We found lots of worms, pill bugs and snails

Julian and Kaseng watch the snail crawl
on some invasive phragmites

Sarah holds the fattest worm found

Click here to see the book on Amazon

If you want to learn more about Randall's Island, or any of the other islands in New York City, check out the aptly named "The Other Islands of New York City," by Ms. Seitz and her husband, Stuart Miller.

4 comments:

Tasfiya Kashem said...

Hope you guys had fun, Ms. Seitz. :) I can't wait for the Brooklyn Grange trip. Anyways, about the house sparrows mating, I was right. They chose a tree in my yard to build the nest. The couple work together, and yesterday, the two came back to the tree together with some nesting materials. I'm still thinking of names for them. Also, yesterday I heard a hooo hoooo when I was playing outside in my backyard. My brother heard it too, and I'm certain it was an owl! It wasn't in my yard or anything, but I just heard it. Could it be a Great Horned Owl? Or even a Snowy Owl?? Are there still snowy owls in Brooklyn? I'm working on a drawing I started yesterday. It's called a Gelly Roll, I think. That's what a YouTube video said it was. It takes a LONG time to draw, and I hope it looks good when I'm finished. Oh yeah, and I can't print the Daily Tweeter, because our printer is out of ink, so I might email it to you, and put it on a USB drive for Ms. Friedman to see. It has a little 'comedy skit' in it. Well, see you on Friday! Bye! :)

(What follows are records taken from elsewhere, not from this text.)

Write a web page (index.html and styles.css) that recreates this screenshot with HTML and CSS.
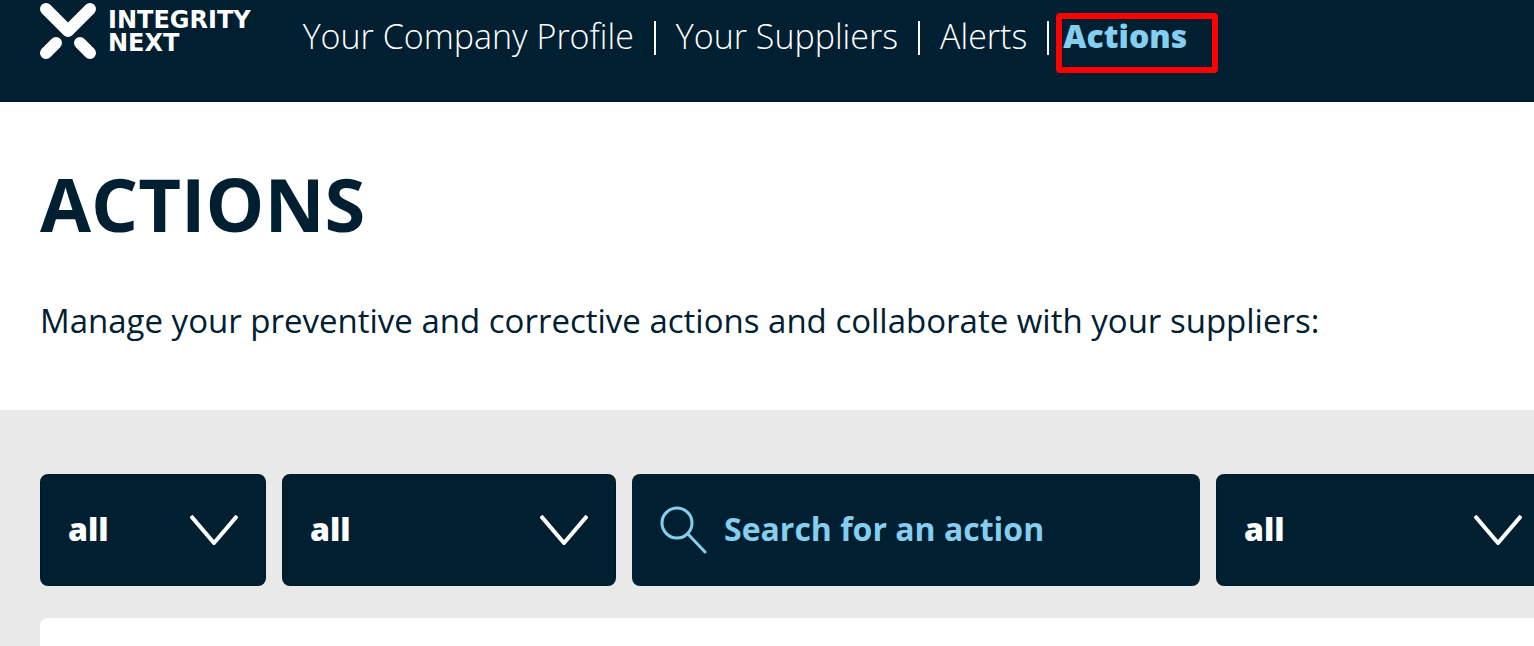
FILE: index.html
```
<!DOCTYPE html>
<html lang="en">

<head>
    <meta charset="UTF-8">
    <meta name="viewport" content="width=device-width, initial-scale=1.0">
    <title>IntegrityNext - Actions</title>
    <link rel="stylesheet" href="styles.css">
</head>

<body>
    <header class="header">
        <a class="logo" href="#">
            <svg class="logo-mark" viewBox="0 0 56 56" aria-hidden="true">
                <path d="M6 6 L28 28 L50 6" stroke-width="12" />
                <path d="M6 50 L16 40 M50 50 L40 40" stroke-width="12" />
            </svg>
            <span class="logo-text">INTEGRITY<br>NEXT</span>
        </a>

        <nav class="nav">
            <a class="nav-link" href="#">Your Company Profile</a>
            <a class="nav-link" href="#">Your Suppliers</a>
            <a class="nav-link" href="#">Alerts</a>
            <a class="nav-link active" href="#">Actions</a>
        </nav>
    </header>

    <main>
        <section class="intro">
            <h1>ACTIONS</h1>
            <p>Manage your preventive and corrective actions and collaborate with your suppliers:</p>
        </section>

        <section class="content">
            <form class="filters">
                <div class="filter filter-small">
                    <select aria-label="Status">
                        <option>all</option>
                    </select>
                    <svg class="chevron" viewBox="0 0 48 30" aria-hidden="true"><path d="M1 1 L24 28 L47 1" /></svg>
                </div>
                <div class="filter">
                    <select aria-label="Type">
                        <option>all</option>
                    </select>
                    <svg class="chevron" viewBox="0 0 48 30" aria-hidden="true"><path d="M1 1 L24 28 L47 1" /></svg>
                </div>
                <label class="search">
                    <svg class="search-icon" viewBox="0 0 48 48" aria-hidden="true">
                        <circle cx="17" cy="17" r="15" />
                        <path d="M28 28 L45 46" />
                    </svg>
                    <input type="text" aria-label="Search for an action" placeholder="Search for an action">
                </label>
                <div class="filter">
                    <select aria-label="Supplier">
                        <option>all</option>
                    </select>
                    <svg class="chevron" viewBox="0 0 48 30" aria-hidden="true"><path d="M1 1 L24 28 L47 1" /></svg>
                </div>
            </form>

            <div class="results"></div>
        </section>
    </main>
</body>

</html>
```
FILE: styles.css
```
*,
*::after {
    margin: 0;
    padding: 0;
    box-sizing: border-box;
    font-family: 'Open Sans', sans-serif;
}

body {
    background: #fff;
    color: #002031;
    font-size: 33px;
    overflow-x: hidden;
}

a {
    color: inherit;
    text-decoration: none;
}

.header {
    display: flex;
    align-items: flex-start;
    gap: 52px;
    height: 102px;
    padding: 3px 40px 0;
    background: #002031;
    border-bottom: 2px solid #001a29;
    color: #fff;
}

.logo {
    display: flex;
    gap: 12px;
}

.logo-mark {
    width: 56px;
    height: 56px;
    fill: none;
    stroke: #fff;
    stroke-linecap: round;
    stroke-linejoin: round;
}

.logo-text {
    padding-top: 6px;
    font-family: 'DejaVu Sans', sans-serif;
    font-size: 24px;
    font-weight: bold;
    line-height: 23px;
}

.nav {
    display: flex;
    padding-top: 18px;
}

.nav-link {
    position: relative;
    padding-bottom: 4px;
    font-size: 34px;
    font-weight: 300;
    line-height: 30px;
    white-space: nowrap;
}

.nav-link:not(:last-child) {
    margin-right: 20px;
    padding-right: 20px;
    border-right: 2px solid #fff;
}

.nav-link.active {
    margin-left: -6px;
    color: #84cef0;
    font-size: 32px;
    font-weight: 800;
}

/* highlight frame around the current page */
.nav-link.active::after {
    content: '';
    position: absolute;
    top: -8px;
    left: -7px;
    width: 162px;
    height: 60px;
    border: 6px solid #f00;
    border-radius: 4px;
}

.intro {
    padding: 58px 40px 66px;
}

h1 {
    margin-bottom: 50px;
    font-size: 74px;
    font-weight: 700;
    line-height: 88px;
}

.intro p {
    line-height: 46px;
}

.content {
    padding: 64px 0 0 40px;
    background: #e9e9e9;
    overflow: hidden;
}

.filters {
    display: flex;
    gap: 16px;
    margin-right: -16px;
    margin-bottom: 32px;
}

.filter,
.search {
    height: 112px;
    background: #002031;
    border-radius: 8px;
}

.filter {
    position: relative;
    flex: 0 0 334px;
    border: 2px solid #001c2b;
    color: #fff;
}

.filter-small {
    flex-basis: 226px;
}

select,
input {
    width: 100%;
    height: 100%;
    padding-bottom: 4px;
    background: none;
    border: none;
    outline: none;
    color: inherit;
    font-size: 32px;
    font-weight: 800;
}

select {
    padding-left: 26px;
    appearance: none;
}

.chevron {
    position: absolute;
    top: 39px;
    right: 26px;
    width: 48px;
    height: 30px;
    fill: none;
    stroke: #fff;
    stroke-width: 4;
    stroke-linejoin: round;
    pointer-events: none;
}

.search {
    display: flex;
    flex: 1;
    align-items: center;
    gap: 16px;
    padding: 0 28px;
    color: #84cef0;
}

.search input {
    font-weight: 700;
}

.search-icon {
    flex: none;
    width: 48px;
    height: 48px;
    fill: none;
    stroke: #84cef0;
    stroke-width: 3;
    stroke-linecap: round;
}

input::placeholder {
    color: #84cef0;
    opacity: 1;
}

.results {
    min-height: 28px;
    background: #fff;
    border-top-left-radius: 8px;
}
```
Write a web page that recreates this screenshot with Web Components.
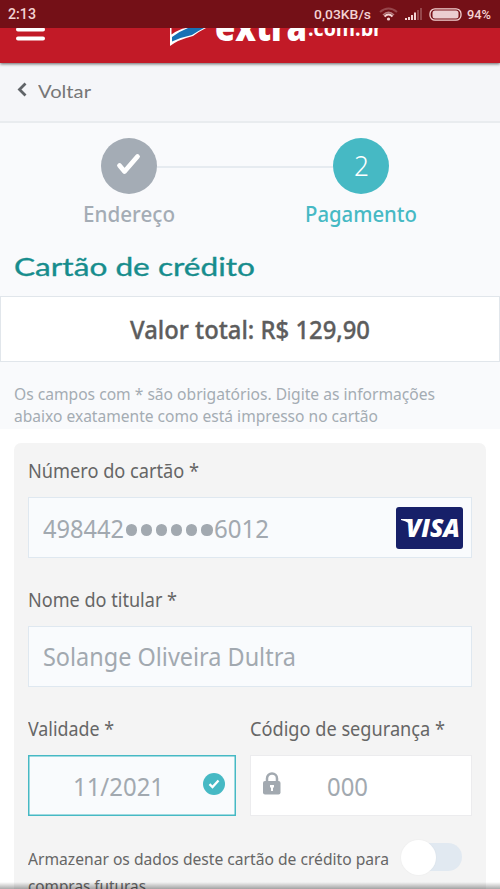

P.S. What sort of parrots did you see at the bird sanctuary you went to in Florida?

Ms. Seitz said...

Tasfiya: I think what you heard is a mourning dove. There really aren't owls flying around Brooklyn. Sometimes a few are sited in Prospect Park. But the mourning dove call is a Whoo-whoo. Go to the Cornell sight to hear it.

Tasfiya Kashem said...

Ohhhh, I think you're right. It does sound like a mourning dove now that I think about it. Today, after telling us how to read food labels, Sanjida and I started reading the ones on the bag of chips she brought. It had saturated fat, and 0% vitamins. No vitamins at all! There was more of the bad stuff than good stuff in the chips bag. :( Oh yeah, by the way, the time is coming closer for the red tailed hawk eggs to hatch! Can't wait to see the nestlings hatch! Well, see you on Wednesday!:)

Tasfiya Kashem said...

UPDATE: Red Tailed Hawk Egg number one hatched this morning!!!!